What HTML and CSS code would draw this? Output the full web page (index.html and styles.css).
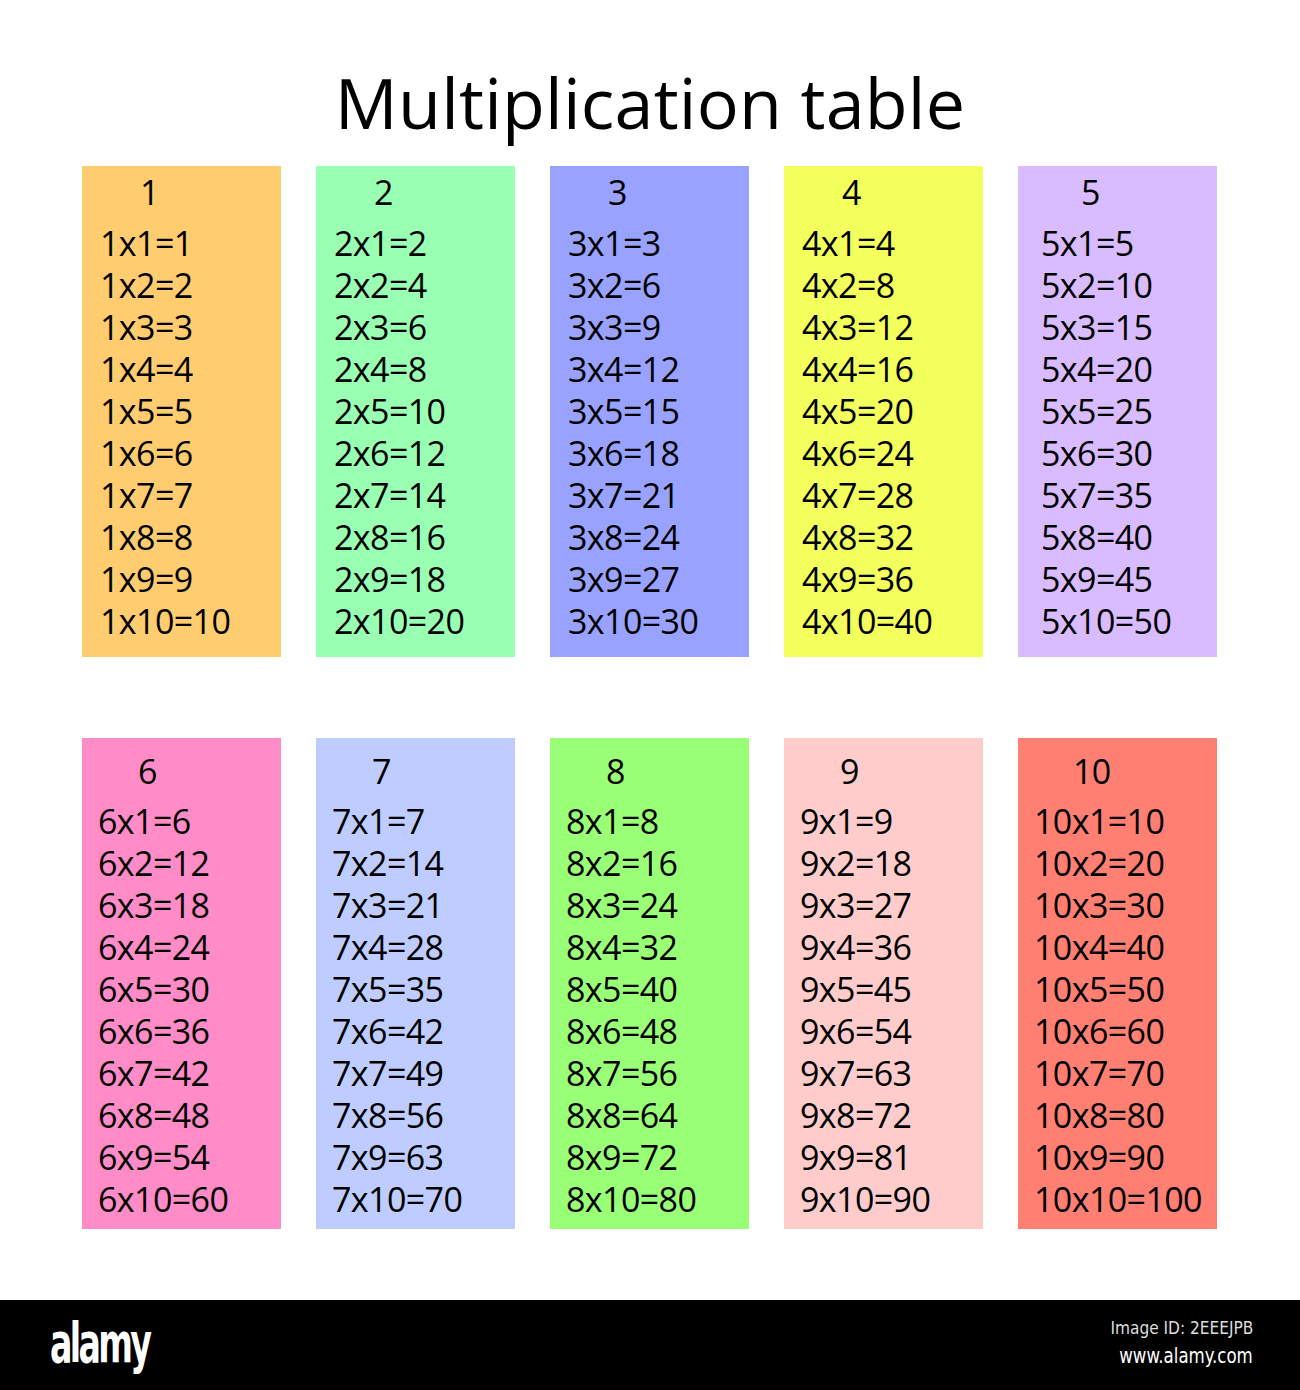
FILE: index.html
```html
<!DOCTYPE html>
<html>
<head>
<meta charset="utf-8">
<link rel="stylesheet" href="styles.css">
</head>
<body>
<div class="page">
  <h1 class="title">Multiplication table</h1>
  <div class="grid">
    <div class="card c1"><div class="head">1</div><div class="line">1x1=1</div><div class="line">1x2=2</div><div class="line">1x3=3</div><div class="line">1x4=4</div><div class="line">1x5=5</div><div class="line">1x6=6</div><div class="line">1x7=7</div><div class="line">1x8=8</div><div class="line">1x9=9</div><div class="line">1x10=10</div></div>
    <div class="card c2"><div class="head">2</div><div class="line">2x1=2</div><div class="line">2x2=4</div><div class="line">2x3=6</div><div class="line">2x4=8</div><div class="line">2x5=10</div><div class="line">2x6=12</div><div class="line">2x7=14</div><div class="line">2x8=16</div><div class="line">2x9=18</div><div class="line">2x10=20</div></div>
    <div class="card c3"><div class="head">3</div><div class="line">3x1=3</div><div class="line">3x2=6</div><div class="line">3x3=9</div><div class="line">3x4=12</div><div class="line">3x5=15</div><div class="line">3x6=18</div><div class="line">3x7=21</div><div class="line">3x8=24</div><div class="line">3x9=27</div><div class="line">3x10=30</div></div>
    <div class="card c4"><div class="head">4</div><div class="line">4x1=4</div><div class="line">4x2=8</div><div class="line">4x3=12</div><div class="line">4x4=16</div><div class="line">4x5=20</div><div class="line">4x6=24</div><div class="line">4x7=28</div><div class="line">4x8=32</div><div class="line">4x9=36</div><div class="line">4x10=40</div></div>
    <div class="card c5"><div class="head">5</div><div class="line">5x1=5</div><div class="line">5x2=10</div><div class="line">5x3=15</div><div class="line">5x4=20</div><div class="line">5x5=25</div><div class="line">5x6=30</div><div class="line">5x7=35</div><div class="line">5x8=40</div><div class="line">5x9=45</div><div class="line">5x10=50</div></div>
    <div class="card c6 low"><div class="head">6</div><div class="line">6x1=6</div><div class="line">6x2=12</div><div class="line">6x3=18</div><div class="line">6x4=24</div><div class="line">6x5=30</div><div class="line">6x6=36</div><div class="line">6x7=42</div><div class="line">6x8=48</div><div class="line">6x9=54</div><div class="line">6x10=60</div></div>
    <div class="card c7 low"><div class="head">7</div><div class="line">7x1=7</div><div class="line">7x2=14</div><div class="line">7x3=21</div><div class="line">7x4=28</div><div class="line">7x5=35</div><div class="line">7x6=42</div><div class="line">7x7=49</div><div class="line">7x8=56</div><div class="line">7x9=63</div><div class="line">7x10=70</div></div>
    <div class="card c8 low"><div class="head">8</div><div class="line">8x1=8</div><div class="line">8x2=16</div><div class="line">8x3=24</div><div class="line">8x4=32</div><div class="line">8x5=40</div><div class="line">8x6=48</div><div class="line">8x7=56</div><div class="line">8x8=64</div><div class="line">8x9=72</div><div class="line">8x10=80</div></div>
    <div class="card c9 low"><div class="head">9</div><div class="line">9x1=9</div><div class="line">9x2=18</div><div class="line">9x3=27</div><div class="line">9x4=36</div><div class="line">9x5=45</div><div class="line">9x6=54</div><div class="line">9x7=63</div><div class="line">9x8=72</div><div class="line">9x9=81</div><div class="line">9x10=90</div></div>
    <div class="card c10 low"><div class="head">10</div><div class="line">10x1=10</div><div class="line">10x2=20</div><div class="line">10x3=30</div><div class="line">10x4=40</div><div class="line">10x5=50</div><div class="line">10x6=60</div><div class="line">10x7=70</div><div class="line">10x8=80</div><div class="line">10x9=90</div><div class="line">10x10=100</div></div>
  </div>
</div>
<div class="footer">
  <div class="logo">alamy</div>
  <div class="meta">
    <div class="imgid">Image ID: 2EEEJPB</div>
    <div class="site">www.alamy.com</div>
  </div>
</div>
</body>
</html>
```

FILE: styles.css
```css
html, body {
  margin: 0;
  padding: 0;
  background: #ffffff;
}
body {
  width: 1300px;
  height: 1390px;
  overflow: hidden;
  font-family: "Open Sans", "DejaVu Sans", sans-serif;
  color: #000;
}
.page {
  height: 1300px;
  display: flex;
  flex-direction: column;
}
.title {
  margin: 52px 0 0 0;
  height: 114px;
  font-size: 70px;
  line-height: 100px;
  font-weight: 500;
  text-align: center;
  letter-spacing: 0.2px;
}
.grid {
  display: grid;
  grid-template-columns: repeat(5, 199px);
  grid-template-rows: 491px 491px;
  column-gap: 35px;
  row-gap: 81px;
  padding-left: 82px;
}
.card {
  padding: 5px 0 0 18px;
  font-size: 34px;
  line-height: 42px;
  letter-spacing: -0.6px;
  font-weight: 500;
}
.card.low {
  padding-top: 12px;
  padding-left: 16px;
}
.head {
  padding-left: 40px;
  margin-bottom: 9px;
}
.card.low .head {
  margin-bottom: 8px;
}
.line {
  white-space: nowrap;
}
.c1 { background: #ffcc70; }
.c2 { background: #99ffb3; }
.c3 { background: #99a3ff; }
.c4 { background: #f2ff5c; }
.c5 { background: #d9bbff; padding-left: 23px; }
.c6 { background: #ff8cc6; }
.c7 { background: #bfccff; }
.c8 { background: #99ff77; }
.c9 { background: #ffcccc; }
.c10 { background: #ff7f73; }
.c10 .head { padding-left: 39px; }

.footer {
  height: 90px;
  background: #000;
  display: flex;
  justify-content: space-between;
  align-items: center;
  padding: 0 47px 0 50px;
}
.logo {
  color: #fff;
  font-family: "DejaVu Sans Condensed", "DejaVu Sans", sans-serif;
  font-stretch: condensed;
  font-weight: 700;
  font-size: 56px;
  letter-spacing: -4px;
  line-height: 64px;
  transform: scaleX(0.66);
  transform-origin: left center;
  margin-top: -4px;
}
.meta {
  display: flex;
  flex-direction: column;
  align-items: flex-end;
  gap: 4px;
  margin-top: -4px;
}
.imgid {
  color: #dddddd;
  font-family: "DejaVu Sans Condensed", "DejaVu Sans", sans-serif;
  font-stretch: condensed;
  font-size: 18px;
  line-height: 22px;
  transform: scaleX(0.95);
  transform-origin: right center;
}
.site {
  color: #fff;
  font-family: "DejaVu Sans Condensed", "DejaVu Sans", sans-serif;
  font-stretch: condensed;
  font-size: 21px;
  font-weight: 400;
  line-height: 26px;
  transform: scaleX(0.88);
  transform-origin: right center;
}
```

■ ■ ■ ■ ■

PROMPT → Give the data above again in full and unchanged, skipping the pictures.

THE ANSWER →
What HTML and CSS code would draw this? Output the full web page (index.html and styles.css).
FILE: index.html
```html
<!DOCTYPE html>
<html>
<head>
<meta charset="utf-8">
<link rel="stylesheet" href="styles.css">
</head>
<body>
<div class="page">
  <h1 class="title">Multiplication table</h1>
  <div class="grid">
    <div class="card c1"><div class="head">1</div><div class="line">1x1=1</div><div class="line">1x2=2</div><div class="line">1x3=3</div><div class="line">1x4=4</div><div class="line">1x5=5</div><div class="line">1x6=6</div><div class="line">1x7=7</div><div class="line">1x8=8</div><div class="line">1x9=9</div><div class="line">1x10=10</div></div>
    <div class="card c2"><div class="head">2</div><div class="line">2x1=2</div><div class="line">2x2=4</div><div class="line">2x3=6</div><div class="line">2x4=8</div><div class="line">2x5=10</div><div class="line">2x6=12</div><div class="line">2x7=14</div><div class="line">2x8=16</div><div class="line">2x9=18</div><div class="line">2x10=20</div></div>
    <div class="card c3"><div class="head">3</div><div class="line">3x1=3</div><div class="line">3x2=6</div><div class="line">3x3=9</div><div class="line">3x4=12</div><div class="line">3x5=15</div><div class="line">3x6=18</div><div class="line">3x7=21</div><div class="line">3x8=24</div><div class="line">3x9=27</div><div class="line">3x10=30</div></div>
    <div class="card c4"><div class="head">4</div><div class="line">4x1=4</div><div class="line">4x2=8</div><div class="line">4x3=12</div><div class="line">4x4=16</div><div class="line">4x5=20</div><div class="line">4x6=24</div><div class="line">4x7=28</div><div class="line">4x8=32</div><div class="line">4x9=36</div><div class="line">4x10=40</div></div>
    <div class="card c5"><div class="head">5</div><div class="line">5x1=5</div><div class="line">5x2=10</div><div class="line">5x3=15</div><div class="line">5x4=20</div><div class="line">5x5=25</div><div class="line">5x6=30</div><div class="line">5x7=35</div><div class="line">5x8=40</div><div class="line">5x9=45</div><div class="line">5x10=50</div></div>
    <div class="card c6 low"><div class="head">6</div><div class="line">6x1=6</div><div class="line">6x2=12</div><div class="line">6x3=18</div><div class="line">6x4=24</div><div class="line">6x5=30</div><div class="line">6x6=36</div><div class="line">6x7=42</div><div class="line">6x8=48</div><div class="line">6x9=54</div><div class="line">6x10=60</div></div>
    <div class="card c7 low"><div class="head">7</div><div class="line">7x1=7</div><div class="line">7x2=14</div><div class="line">7x3=21</div><div class="line">7x4=28</div><div class="line">7x5=35</div><div class="line">7x6=42</div><div class="line">7x7=49</div><div class="line">7x8=56</div><div class="line">7x9=63</div><div class="line">7x10=70</div></div>
    <div class="card c8 low"><div class="head">8</div><div class="line">8x1=8</div><div class="line">8x2=16</div><div class="line">8x3=24</div><div class="line">8x4=32</div><div class="line">8x5=40</div><div class="line">8x6=48</div><div class="line">8x7=56</div><div class="line">8x8=64</div><div class="line">8x9=72</div><div class="line">8x10=80</div></div>
    <div class="card c9 low"><div class="head">9</div><div class="line">9x1=9</div><div class="line">9x2=18</div><div class="line">9x3=27</div><div class="line">9x4=36</div><div class="line">9x5=45</div><div class="line">9x6=54</div><div class="line">9x7=63</div><div class="line">9x8=72</div><div class="line">9x9=81</div><div class="line">9x10=90</div></div>
    <div class="card c10 low"><div class="head">10</div><div class="line">10x1=10</div><div class="line">10x2=20</div><div class="line">10x3=30</div><div class="line">10x4=40</div><div class="line">10x5=50</div><div class="line">10x6=60</div><div class="line">10x7=70</div><div class="line">10x8=80</div><div class="line">10x9=90</div><div class="line">10x10=100</div></div>
  </div>
</div>
<div class="footer">
  <div class="logo">alamy</div>
  <div class="meta">
    <div class="imgid">Image ID: 2EEEJPB</div>
    <div class="site">www.alamy.com</div>
  </div>
</div>
</body>
</html>
```

FILE: styles.css
```css
html, body {
  margin: 0;
  padding: 0;
  background: #ffffff;
}
body {
  width: 1300px;
  height: 1390px;
  overflow: hidden;
  font-family: "Open Sans", "DejaVu Sans", sans-serif;
  color: #000;
}
.page {
  height: 1300px;
  display: flex;
  flex-direction: column;
}
.title {
  margin: 52px 0 0 0;
  height: 114px;
  font-size: 70px;
  line-height: 100px;
  font-weight: 500;
  text-align: center;
  letter-spacing: 0.2px;
}
.grid {
  display: grid;
  grid-template-columns: repeat(5, 199px);
  grid-template-rows: 491px 491px;
  column-gap: 35px;
  row-gap: 81px;
  padding-left: 82px;
}
.card {
  padding: 5px 0 0 18px;
  font-size: 34px;
  line-height: 42px;
  letter-spacing: -0.6px;
  font-weight: 500;
}
.card.low {
  padding-top: 12px;
  padding-left: 16px;
}
.head {
  padding-left: 40px;
  margin-bottom: 9px;
}
.card.low .head {
  margin-bottom: 8px;
}
.line {
  white-space: nowrap;
}
.c1 { background: #ffcc70; }
.c2 { background: #99ffb3; }
.c3 { background: #99a3ff; }
.c4 { background: #f2ff5c; }
.c5 { background: #d9bbff; padding-left: 23px; }
.c6 { background: #ff8cc6; }
.c7 { background: #bfccff; }
.c8 { background: #99ff77; }
.c9 { background: #ffcccc; }
.c10 { background: #ff7f73; }
.c10 .head { padding-left: 39px; }

.footer {
  height: 90px;
  background: #000;
  display: flex;
  justify-content: space-between;
  align-items: center;
  padding: 0 47px 0 50px;
}
.logo {
  color: #fff;
  font-family: "DejaVu Sans Condensed", "DejaVu Sans", sans-serif;
  font-stretch: condensed;
  font-weight: 700;
  font-size: 56px;
  letter-spacing: -4px;
  line-height: 64px;
  transform: scaleX(0.66);
  transform-origin: left center;
  margin-top: -4px;
}
.meta {
  display: flex;
  flex-direction: column;
  align-items: flex-end;
  gap: 4px;
  margin-top: -4px;
}
.imgid {
  color: #dddddd;
  font-family: "DejaVu Sans Condensed", "DejaVu Sans", sans-serif;
  font-stretch: condensed;
  font-size: 18px;
  line-height: 22px;
  transform: scaleX(0.95);
  transform-origin: right center;
}
.site {
  color: #fff;
  font-family: "DejaVu Sans Condensed", "DejaVu Sans", sans-serif;
  font-stretch: condensed;
  font-size: 21px;
  font-weight: 400;
  line-height: 26px;
  transform: scaleX(0.88);
  transform-origin: right center;
}
```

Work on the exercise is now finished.